GIVEN PROBLEM:
Examine the material below and count the lines that hold the word "index". Report only the number.
----- RECORDED INFORMATION -----
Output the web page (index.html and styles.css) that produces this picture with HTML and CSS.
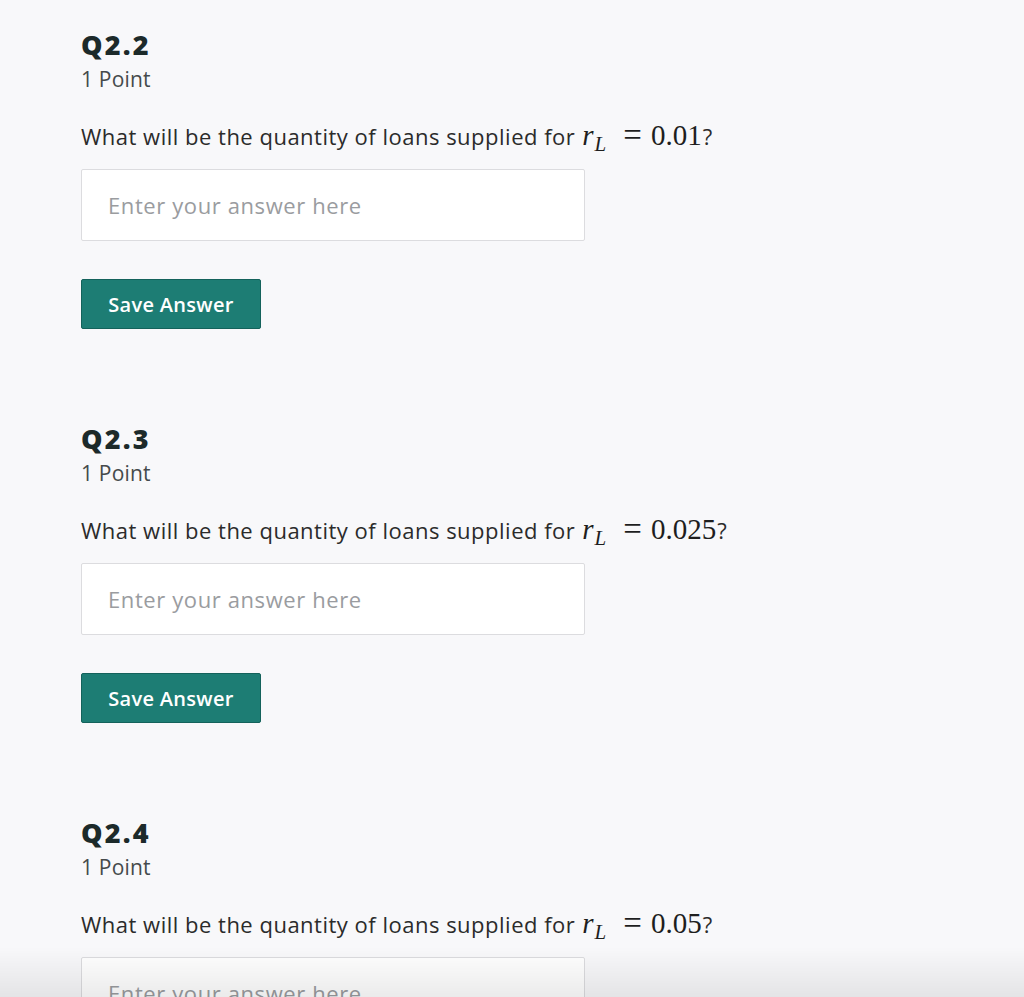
FILE: index.html
```html
<!DOCTYPE html>
<html>
<head>
<meta charset="utf-8">
<link rel="stylesheet" href="styles.css">
</head>
<body>
<main class="page">
  <section class="question">
    <h2 class="q-title">Q2.2</h2>
    <div class="q-points">1 Point</div>
    <p class="q-text">What will be the quantity of loans supplied for <span class="math"><i>r</i><sub><i>L</i></sub><span class="eq">=</span>0.01</span>?</p>
    <div class="answer">Enter your answer here</div>
    <button class="save">Save Answer</button>
  </section>
  <section class="question">
    <h2 class="q-title">Q2.3</h2>
    <div class="q-points">1 Point</div>
    <p class="q-text">What will be the quantity of loans supplied for <span class="math"><i>r</i><sub><i>L</i></sub><span class="eq">=</span>0.025</span>?</p>
    <div class="answer">Enter your answer here</div>
    <button class="save">Save Answer</button>
  </section>
  <section class="question">
    <h2 class="q-title">Q2.4</h2>
    <div class="q-points">1 Point</div>
    <p class="q-text">What will be the quantity of loans supplied for <span class="math"><i>r</i><sub><i>L</i></sub><span class="eq">=</span>0.05</span>?</p>
    <div class="answer">Enter your answer here</div>
    <button class="save">Save Answer</button>
  </section>
</main>
<div class="bottom-shade"></div>
</body>
</html>
```
FILE: styles.css
```css
html, body {
  margin: 0;
  padding: 0;
  background: #f8f8fa;
  overflow: hidden;
}
body {
  font-family: "Open Sans", Lato, sans-serif;
  color: #2b2b2b;
}
.page {
  padding: 28px 0 0 81px;
}
.question {
  display: flex;
  flex-direction: column;
  align-items: flex-start;
  height: 394px;
}
.q-title {
  margin: 0;
  font-size: 27px;
  font-weight: 800;
  line-height: 34px;
  letter-spacing: 2.2px;
  color: #1c2a2a;
}
.q-points {
  margin-top: 4px;
  font-size: 21px;
  line-height: 26px;
  letter-spacing: 0.2px;
  color: #454a4b;
}
.q-text {
  margin: 26px 0 0;
  font-size: 22px;
  line-height: 30px;
  letter-spacing: 0.5px;
  color: #2b2b2b;
  display: flex;
  align-items: baseline;
}
.math {
  font-family: "Liberation Serif", serif;
  font-size: 29px;
  letter-spacing: 0;
  margin-left: 7px;
  margin-right: 1px;
  color: #1e1e1e;
}
.math sub {
  font-size: 21px;
  vertical-align: -6px;
  margin-left: 1px;
}
.eq {
  display: inline-block;
  font-size: 33px;
  line-height: 1;
  margin: 0 9px 0 17px;
  transform: translateY(1px);
}
.answer {
  box-sizing: border-box;
  margin-top: 10px;
  width: 504px;
  height: 72px;
  background: #ffffff;
  border: 1px solid #dcdcdf;
  border-radius: 2px;
  padding: 0 26px;
  display: flex;
  align-items: center;
  font-size: 22px;
  letter-spacing: 0.6px;
  color: #9a9ca0;
}
.save {
  margin-top: 38px;
  width: 180px;
  height: 50px;
  background: #1d7d74;
  border: 1px solid #14625b;
  border-radius: 2px;
  color: #ffffff;
  font-family: "Open Sans", Lato, sans-serif;
  font-size: 20px;
  font-weight: 600;
  letter-spacing: 0.3px;
  padding: 0;
  cursor: pointer;
}
.bottom-shade {
  position: fixed;
  left: 0;
  right: 0;
  bottom: 0;
  height: 50px;
  background: linear-gradient(to bottom, rgba(0,0,0,0), rgba(0,0,0,0.08));
  pointer-events: none;
}
```
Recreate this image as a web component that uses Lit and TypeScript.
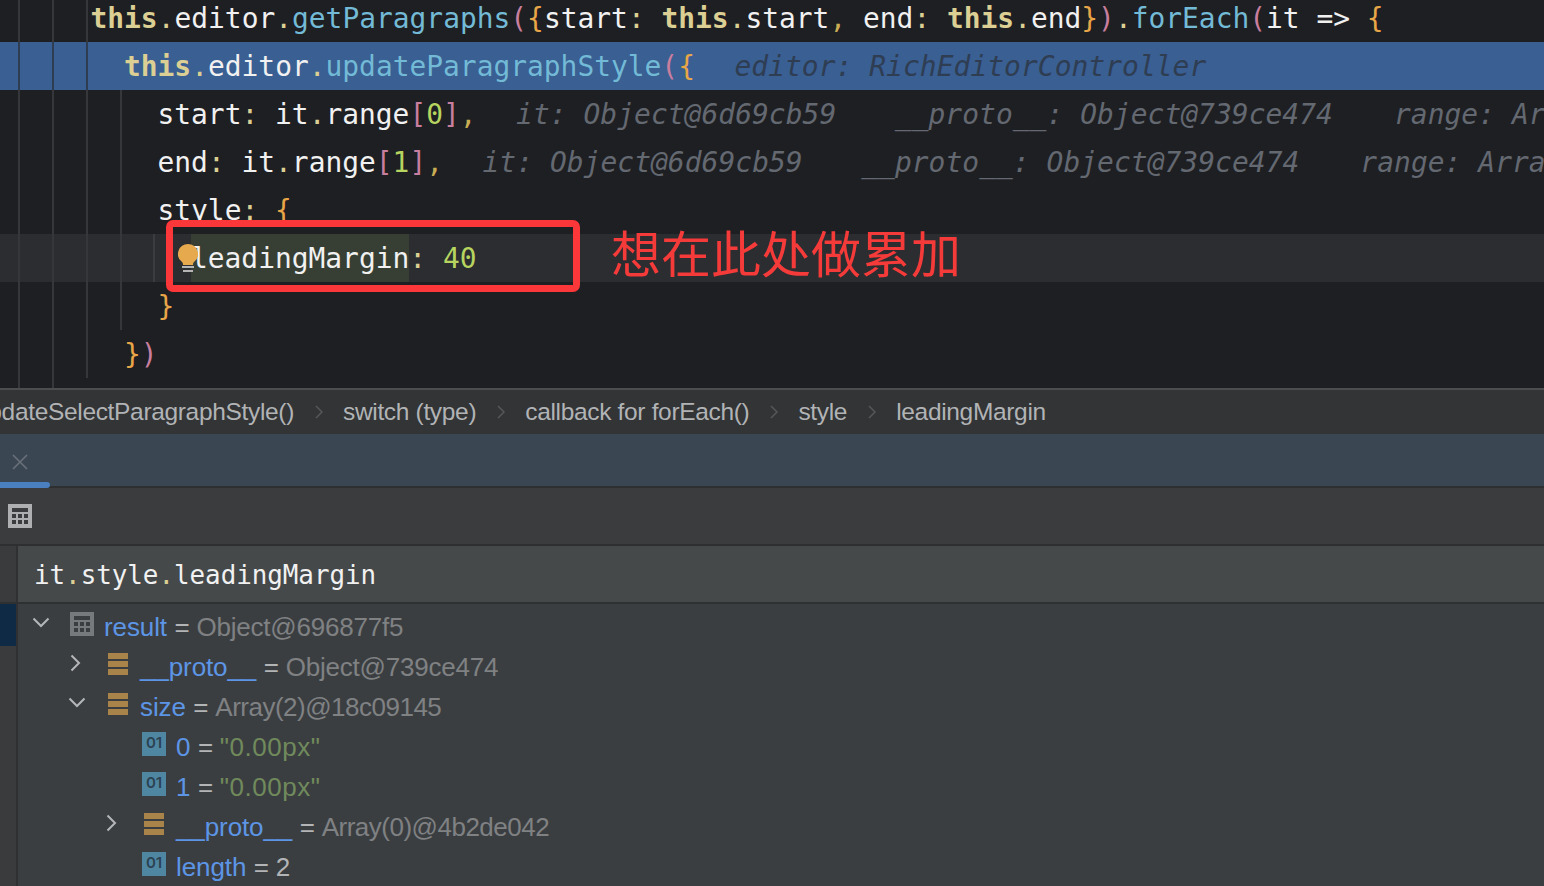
import { LitElement, html, css, svg } from "lit";
import { customElement } from "lit/decorators.js";

const chevDown = html`<svg class="chev" viewBox="0 0 18 12" width="18" height="12"><path d="M1.5 1.5 9 9l7.5-7.5" fill="none" stroke="#b4b6b8" stroke-width="2"/></svg>`;
const chevRight = html`<svg class="chev right" viewBox="0 0 12 18" width="12" height="18"><path d="M1.5 1.5 9 9l-7.5 7.5" fill="none" stroke="#b4b6b8" stroke-width="2"/></svg>`;
const fieldIcon = html`<svg class="ic field" viewBox="0 0 20 22" width="20" height="22"><g fill="#a9844a"><rect width="20" height="6"/><rect y="8" width="20" height="6"/><rect y="16" width="20" height="6"/></g></svg>`;
const tableIcon = (fg: string, bg: string) => html`<svg class="ic" viewBox="0 0 24 24" width="24" height="24"><rect width="24" height="24" fill="${fg}"/>${svg`<g fill="${bg}"><rect x="4" y="4" width="16" height="4"/><rect x="4" y="10" width="4" height="4"/><rect x="10" y="10" width="4" height="4"/><rect x="16" y="10" width="4" height="4"/><rect x="4" y="16" width="4" height="4"/><rect x="10" y="16" width="4" height="4"/><rect x="16" y="16" width="4" height="4"/></g>`}</svg>`;
const primIcon = html`<span class="prim">01</span>`;

interface Row { level: number; chev?: "down" | "right"; icon: "table" | "field" | "prim"; name: string; value: string; cls: string; }
const rows: Row[] = [
  { level: 0, chev: "down", icon: "table", name: "result", value: "Object@696877f5", cls: "val" },
  { level: 1, chev: "right", icon: "field", name: "__proto__", value: "Object@739ce474", cls: "val" },
  { level: 1, chev: "down", icon: "field", name: "size", value: "Array(2)@18c09145", cls: "val arr" },
  { level: 2, icon: "prim", name: "0", value: '"0.00px"', cls: "str" },
  { level: 2, icon: "prim", name: "1", value: '"0.00px"', cls: "str" },
  { level: 2, chev: "right", icon: "field", name: "__proto__", value: "Array(0)@4b2de042", cls: "val arr" },
  { level: 2, icon: "prim", name: "length", value: "2", cls: "num" },
];
const crumbs = ["switch (type)", "callback for forEach()", "style", "leadingMargin"];

@customElement("app-root")
export class AppRoot extends LitElement {
  static styles = css`
    :host { display: block; width: 1544px; height: 886px; overflow: hidden; background: #3b3e41; font-family: "Liberation Sans", Arial, sans-serif; position: relative; }
    .editor { height: 388px; background: #1e1f22; overflow: hidden; position: relative; font-family: "DejaVu Sans Mono", monospace; font-size: 27.9px; color: #f1f1f1; }
    .lines { margin-top: -6px; }
    .line { height: 48px; line-height: 50px; white-space: pre; }
    .i0 { padding-left: 90.5px; } .i1 { padding-left: 124px; } .i2 { padding-left: 157.5px; } .i3 { padding-left: 191px; }
    .sel { background: #395f93; }
    .cur { background: #2b2d30; }
    .k { color: #dccf94; font-weight: 700; }
    .d { color: #dccf94; }
    .m { color: #73bad6; }
    .p { color: #c87e9e; }
    .b { color: #e8a648; }
    .n { color: #b6d45f; }
    .c { color: #c9ad54; }
    .w { background: #373f34; display: inline-block; height: 48px; vertical-align: top; }
    .h { color: #636871; font-style: italic; letter-spacing: .06px; }
    .sel .h { color: #2b2f37; opacity: .7; }
    .gap39 { margin-left: 39.5px; } .gap60 { margin-left: 58.5px; } .gap62 { margin-left: 61px; }
    .guide { position: absolute; width: 2px; background: #36373b; top: 0; }
    .g1 { left: 18px; height: 388px; } .g2 { left: 52px; height: 388px; } .g3 { left: 86px; height: 378px; }
    .g4 { left: 120px; top: 90px; height: 240px; } .g5 { left: 153px; top: 234px; height: 48px; background: #3a3c40; }
    .gs1, .gs2, .gs3 { top: 42px; height: 48px; background: #2f3d52; }
    .gs1 { left: 18px; } .gs2 { left: 52px; } .gs3 { left: 86px; }
    .redbox { position: absolute; left: 166px; top: 220px; width: 414px; height: 72px; box-sizing: border-box; border: 7px solid #fb3739; border-radius: 7px; }
    .note { position: absolute; left: 611px; top: 218px; font: 400 50px/66px "Noto Sans CJK SC", sans-serif; color: #f53a3a; white-space: nowrap; }
    .bulb { position: absolute; left: 178px; top: 244px; }
    .crumbs { box-sizing: border-box; height: 46px; background: #323436; border-top: 2px solid #4b4d4f; display: flex; align-items: center; color: #b1b3b5; font-size: 24.5px; letter-spacing: -0.33px; white-space: nowrap; }
    .first { width: 294px; display: flex; justify-content: flex-end; overflow: hidden; flex: none; }
    .sep { width: 49px; flex: none; display: flex; justify-content: center; }
    .tabs { box-sizing: border-box; height: 54px; background: #3b4653; border-bottom: 2px solid #2d2f31; position: relative; display: flex; align-items: center; padding: 0 0 0 12px; }
    .tabs svg { margin-top: 3px; }
    .underline { position: absolute; left: 0; bottom: -2px; width: 50px; height: 6px; background: #4a80c0; border-radius: 0 3px 3px 0; }
    .toolbar { box-sizing: border-box; height: 58px; background: #3a3c3e; border-bottom: 2px solid #2d2f31; display: flex; align-items: center; padding-left: 8px; }
    .expr { display: flex; height: 58px; box-sizing: border-box; border-bottom: 2px solid #2e3032; }
    .strip { width: 16px; background: #393b3d; flex: none; }
    .input { flex: 1; background: #45494a; border-left: 2px solid #2e3032; font-family: "DejaVu Sans Mono", monospace; color: #f1f1f1; line-height: 58px; height: 56px; padding-left: 16px; font-size: 25.9px; letter-spacing: -.04px; white-space: pre; }
    .body { display: flex; height: 284px; }
    .gutter { width: 16px; flex: none; background: #393b3d; }
    .mark { height: 42px; background: #0e2a45; }
    .tree { flex: 1; border-left: 2px solid #2e3032; padding-top: 3px; }
    .row { height: 40px; display: flex; align-items: center; font-size: 26px; letter-spacing: -0.22px; white-space: nowrap; color: #b2b4b6; margin-left: -18px; }
    .l0 { padding-left: 32px; } .l1 { padding-left: 68px; } .l2 { padding-left: 104px; }
    .cbox { width: 38px; flex: none; display: flex; align-items: center; height: 40px; }
    .cbox .chev { margin-top: -8px; }
    .cbox .right { margin-left: 2px; }
    .ibox { width: 34px; flex: none; display: flex; align-items: center; height: 40px; }
    .ibox > * { margin-top: -7px; }
    .ibox > .field { margin-left: 2px; }
    .name { color: #5d95e6; letter-spacing: -0.1px; }
    .eq { margin: 0 7px 0 7.5px; }
    .val { color: #7f8183; }
    .arr { letter-spacing: -0.5px; }
    .str { color: #708a5c; letter-spacing: 0.5px; }
    .num { color: #b2b4b6; }
    .prim { width: 24px; height: 24px; background: #4f87a3; color: #2b4352; font: 600 15px/22px Inter, "Liberation Sans", sans-serif; letter-spacing: 0; text-align: center; display: block; }
  `;

  private iconFor(r: Row) {
    if (r.icon === "table") return tableIcon("#777a7d", "#3b3e41");
    if (r.icon === "field") return fieldIcon;
    return primIcon;
  }

  render() {
    return html`
      <div class="editor">
        <div class="lines">
          <div class="line i0"><span class="k">this</span><span class="d">.</span>editor<span class="d">.</span><span class="m">getParagraphs</span><span class="p">(</span><span class="b">{</span>start<span class="d">:</span> <span class="k">this</span><span class="d">.</span>start<span class="c">,</span> end<span class="d">:</span> <span class="k">this</span><span class="d">.</span>end<span class="b">}</span><span class="p">)</span><span class="d">.</span><span class="m">forEach</span><span class="p">(</span>it =&gt; <span class="b">{</span></div>
          <div class="line i1 sel"><span class="k">this</span><span class="d">.</span>editor<span class="d">.</span><span class="m">updateParagraphStyle</span><span class="p">(</span><span class="b">{</span><span class="h gap39">editor: RichEditorController</span></div>
          <div class="line i2">start<span class="d">:</span> it<span class="d">.</span>range<span class="p">[</span><span class="n">0</span><span class="p">]</span><span class="c">,</span><span class="h gap39">it: Object@6d69cb59</span><span class="h gap60">__proto__: Object@739ce474</span><span class="h gap62">range: Array</span></div>
          <div class="line i2">end<span class="d">:</span> it<span class="d">.</span>range<span class="p">[</span><span class="n">1</span><span class="p">]</span><span class="c">,</span><span class="h gap39">it: Object@6d69cb59</span><span class="h gap60">__proto__: Object@739ce474</span><span class="h gap62">range: Array</span></div>
          <div class="line i2">style<span class="d">:</span> <span class="b">{</span></div>
          <div class="line i3 cur"><span class="w">leadingMargin</span><span class="d">:</span> <span class="n">40</span></div>
          <div class="line i2"><span class="b">}</span></div>
          <div class="line i1"><span class="b">}</span><span class="p">)</span></div>
        </div>
        <i class="guide g1"></i><i class="guide g2"></i><i class="guide g3"></i><i class="guide g4"></i><i class="guide g5"></i>
        <i class="guide gs1"></i><i class="guide gs2"></i><i class="guide gs3"></i>
        <svg class="bulb" viewBox="0 0 20 29" width="20" height="29"><path d="M10 0a10 10 0 0 1 6.5 17.6c-1.2 1-1.5 2-1.5 3.4H5c0-1.4-.3-2.4-1.5-3.4A10 10 0 0 1 10 0Z" fill="#e6a94e"/><rect x="4" y="22" width="12" height="2" fill="#b5b5b5"/><rect x="5" y="26" width="10" height="2" fill="#b5b5b5"/></svg>
        <div class="redbox"></div>
        <div class="note">想在此处做累加</div>
      </div>
      <div class="crumbs">
        <div class="first"><span>updateSelectParagraphStyle()</span></div>
        ${crumbs.map((c) => html`<span class="sep"><svg viewBox="0 0 8 14" width="8" height="14"><path d="M1 1l6 6-6 6" fill="none" stroke="#55585a" stroke-width="1.5"/></svg></span><span>${c}</span>`)}
      </div>
      <div class="tabs">
        <svg viewBox="0 0 16 16" width="16" height="16"><path d="M1 1l14 14M15 1 1 15" stroke="#68707a" stroke-width="1.6" fill="none"/></svg>
        <div class="underline"></div>
      </div>
      <div class="toolbar">${tableIcon("#adafb1", "#3a3c3e")}</div>
      <div class="expr"><div class="strip"></div><div class="input">it<span class="d">.</span>style<span class="d">.</span>leadingMargin</div></div>
      <div class="body">
        <div class="gutter"><div class="mark"></div></div>
        <div class="tree">
          ${rows.map((r) => html`<div class="row l${r.level}">
            <span class="cbox">${r.chev === "down" ? chevDown : r.chev === "right" ? chevRight : ""}</span>
            <span class="ibox">${this.iconFor(r)}</span>
            <span class="name">${r.name}</span><span class="eq">=</span><span class="${r.cls}">${r.value}</span>
          </div>`)}
        </div>
      </div>
    `;
  }
}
-----
ANSWER TO THE TASK:
2